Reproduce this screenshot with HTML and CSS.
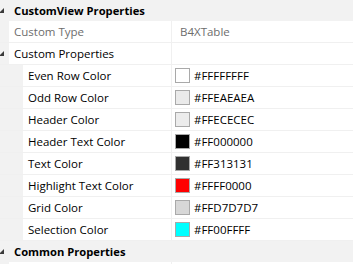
FILE: index.html
```html
<!DOCTYPE html>
<html>
<head>
<meta charset="utf-8">
<link rel="stylesheet" href="styles.css">
</head>
<body>
<div class="grid">
  <div class="row cat">
    <div class="gutter"><span class="tri"></span></div>
    <div class="cat-label">CustomView Properties</div>
  </div>
  <div class="row">
    <div class="gutter"></div>
    <div class="cell name muted">Custom Type</div>
    <div class="cell val muted">B4XTable</div>
  </div>
  <div class="row">
    <div class="gutter"><span class="tri"></span></div>
    <div class="cell name">Custom Properties</div>
    <div class="cell val"></div>
  </div>
  <div class="row sub">
    <div class="gutter"></div>
    <div class="cell name">Even Row Color</div>
    <div class="cell val"><span class="sw" style="background:#FFFFFF"></span>#FFFFFFFF</div>
  </div>
  <div class="row sub">
    <div class="gutter"></div>
    <div class="cell name">Odd Row Color</div>
    <div class="cell val"><span class="sw" style="background:#EAEAEA"></span>#FFEAEAEA</div>
  </div>
  <div class="row sub">
    <div class="gutter"></div>
    <div class="cell name">Header Color</div>
    <div class="cell val"><span class="sw" style="background:#ECECEC"></span>#FFECECEC</div>
  </div>
  <div class="row sub">
    <div class="gutter"></div>
    <div class="cell name">Header Text Color</div>
    <div class="cell val"><span class="sw" style="background:#000000"></span>#FF000000</div>
  </div>
  <div class="row sub">
    <div class="gutter"></div>
    <div class="cell name">Text Color</div>
    <div class="cell val"><span class="sw" style="background:#313131"></span>#FF313131</div>
  </div>
  <div class="row sub">
    <div class="gutter"></div>
    <div class="cell name">Highlight Text Color</div>
    <div class="cell val"><span class="sw" style="background:#FF0000"></span>#FFFF0000</div>
  </div>
  <div class="row sub">
    <div class="gutter"></div>
    <div class="cell name">Grid Color</div>
    <div class="cell val"><span class="sw" style="background:#D7D7D7"></span>#FFD7D7D7</div>
  </div>
  <div class="row sub">
    <div class="gutter"></div>
    <div class="cell name">Selection Color</div>
    <div class="cell val"><span class="sw" style="background:#00FFFF"></span>#FF00FFFF</div>
  </div>
  <div class="row cat">
    <div class="gutter"><span class="tri"></span></div>
    <div class="cat-label">Common Properties</div>
  </div>
  <div class="row tail">
    <div class="gutter"></div>
    <div class="cell name"></div>
    <div class="cell val"></div>
  </div>
</div>
</body>
</html>
```
FILE: styles.css
```css
html, body {
  margin: 0;
  padding: 0;
  background: #f2f2f2;
}
body {
  width: 353px;
  height: 264px;
  overflow: hidden;
  font-family: "Open Sans", "Noto Sans", sans-serif;
  font-size: 11.5px;
  color: #000;
}
.grid {
  display: flex;
  flex-direction: column;
  height: 264px;
  overflow: hidden;
}
.row {
  display: flex;
  flex: none;
  height: 21px;
  border-bottom: 1px solid #f0f0f0;
  background: #fff;
}
.gutter {
  width: 9px;
  flex: none;
  background: #f2f2f2;
  position: relative;
}
.sub .gutter {
  width: 23px;
}
.tri {
  position: absolute;
  left: -1px;
  top: 8px;
  width: 0;
  height: 0;
  border-style: solid;
  border-width: 0 0 5px 5px;
  border-color: transparent transparent #3a3a3a transparent;
}
.cat {
  background: #f2f2f2;
  border-bottom: none;
}
.cat-label {
  font-weight: bold;
  font-size: 11.2px;
  padding-left: 5px;
  line-height: 21px;
}
.tail {
  height: 2px;
  border-bottom: none;
}
.cell {
  line-height: 21px;
  white-space: nowrap;
  display: flex;
  align-items: center;
}
.name {
  width: 163px;
  flex: none;
  padding-left: 5px;
  box-sizing: border-box;
  border-right: 1px solid #f0f0f0;
}
.sub .name {
  width: 149px;
}
.val {
  flex: 1;
  padding-left: 8px;
}
.sub .val {
  padding-left: 3px;
}
.muted {
  color: #6d6d6d;
}
.sw {
  width: 13px;
  height: 13px;
  border: 1px solid #a9a9a9;
  margin-right: 4px;
  flex: none;
}
```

——

## SHORT PROBLEM
Reproduce every line precisely as given, omitting all pictures.

## TASK RESPONSE
Reproduce this screenshot with HTML and CSS.
FILE: index.html
```html
<!DOCTYPE html>
<html>
<head>
<meta charset="utf-8">
<link rel="stylesheet" href="styles.css">
</head>
<body>
<div class="grid">
  <div class="row cat">
    <div class="gutter"><span class="tri"></span></div>
    <div class="cat-label">CustomView Properties</div>
  </div>
  <div class="row">
    <div class="gutter"></div>
    <div class="cell name muted">Custom Type</div>
    <div class="cell val muted">B4XTable</div>
  </div>
  <div class="row">
    <div class="gutter"><span class="tri"></span></div>
    <div class="cell name">Custom Properties</div>
    <div class="cell val"></div>
  </div>
  <div class="row sub">
    <div class="gutter"></div>
    <div class="cell name">Even Row Color</div>
    <div class="cell val"><span class="sw" style="background:#FFFFFF"></span>#FFFFFFFF</div>
  </div>
  <div class="row sub">
    <div class="gutter"></div>
    <div class="cell name">Odd Row Color</div>
    <div class="cell val"><span class="sw" style="background:#EAEAEA"></span>#FFEAEAEA</div>
  </div>
  <div class="row sub">
    <div class="gutter"></div>
    <div class="cell name">Header Color</div>
    <div class="cell val"><span class="sw" style="background:#ECECEC"></span>#FFECECEC</div>
  </div>
  <div class="row sub">
    <div class="gutter"></div>
    <div class="cell name">Header Text Color</div>
    <div class="cell val"><span class="sw" style="background:#000000"></span>#FF000000</div>
  </div>
  <div class="row sub">
    <div class="gutter"></div>
    <div class="cell name">Text Color</div>
    <div class="cell val"><span class="sw" style="background:#313131"></span>#FF313131</div>
  </div>
  <div class="row sub">
    <div class="gutter"></div>
    <div class="cell name">Highlight Text Color</div>
    <div class="cell val"><span class="sw" style="background:#FF0000"></span>#FFFF0000</div>
  </div>
  <div class="row sub">
    <div class="gutter"></div>
    <div class="cell name">Grid Color</div>
    <div class="cell val"><span class="sw" style="background:#D7D7D7"></span>#FFD7D7D7</div>
  </div>
  <div class="row sub">
    <div class="gutter"></div>
    <div class="cell name">Selection Color</div>
    <div class="cell val"><span class="sw" style="background:#00FFFF"></span>#FF00FFFF</div>
  </div>
  <div class="row cat">
    <div class="gutter"><span class="tri"></span></div>
    <div class="cat-label">Common Properties</div>
  </div>
  <div class="row tail">
    <div class="gutter"></div>
    <div class="cell name"></div>
    <div class="cell val"></div>
  </div>
</div>
</body>
</html>
```
FILE: styles.css
```css
html, body {
  margin: 0;
  padding: 0;
  background: #f2f2f2;
}
body {
  width: 353px;
  height: 264px;
  overflow: hidden;
  font-family: "Open Sans", "Noto Sans", sans-serif;
  font-size: 11.5px;
  color: #000;
}
.grid {
  display: flex;
  flex-direction: column;
  height: 264px;
  overflow: hidden;
}
.row {
  display: flex;
  flex: none;
  height: 21px;
  border-bottom: 1px solid #f0f0f0;
  background: #fff;
}
.gutter {
  width: 9px;
  flex: none;
  background: #f2f2f2;
  position: relative;
}
.sub .gutter {
  width: 23px;
}
.tri {
  position: absolute;
  left: -1px;
  top: 8px;
  width: 0;
  height: 0;
  border-style: solid;
  border-width: 0 0 5px 5px;
  border-color: transparent transparent #3a3a3a transparent;
}
.cat {
  background: #f2f2f2;
  border-bottom: none;
}
.cat-label {
  font-weight: bold;
  font-size: 11.2px;
  padding-left: 5px;
  line-height: 21px;
}
.tail {
  height: 2px;
  border-bottom: none;
}
.cell {
  line-height: 21px;
  white-space: nowrap;
  display: flex;
  align-items: center;
}
.name {
  width: 163px;
  flex: none;
  padding-left: 5px;
  box-sizing: border-box;
  border-right: 1px solid #f0f0f0;
}
.sub .name {
  width: 149px;
}
.val {
  flex: 1;
  padding-left: 8px;
}
.sub .val {
  padding-left: 3px;
}
.muted {
  color: #6d6d6d;
}
.sw {
  width: 13px;
  height: 13px;
  border: 1px solid #a9a9a9;
  margin-right: 4px;
  flex: none;
}
```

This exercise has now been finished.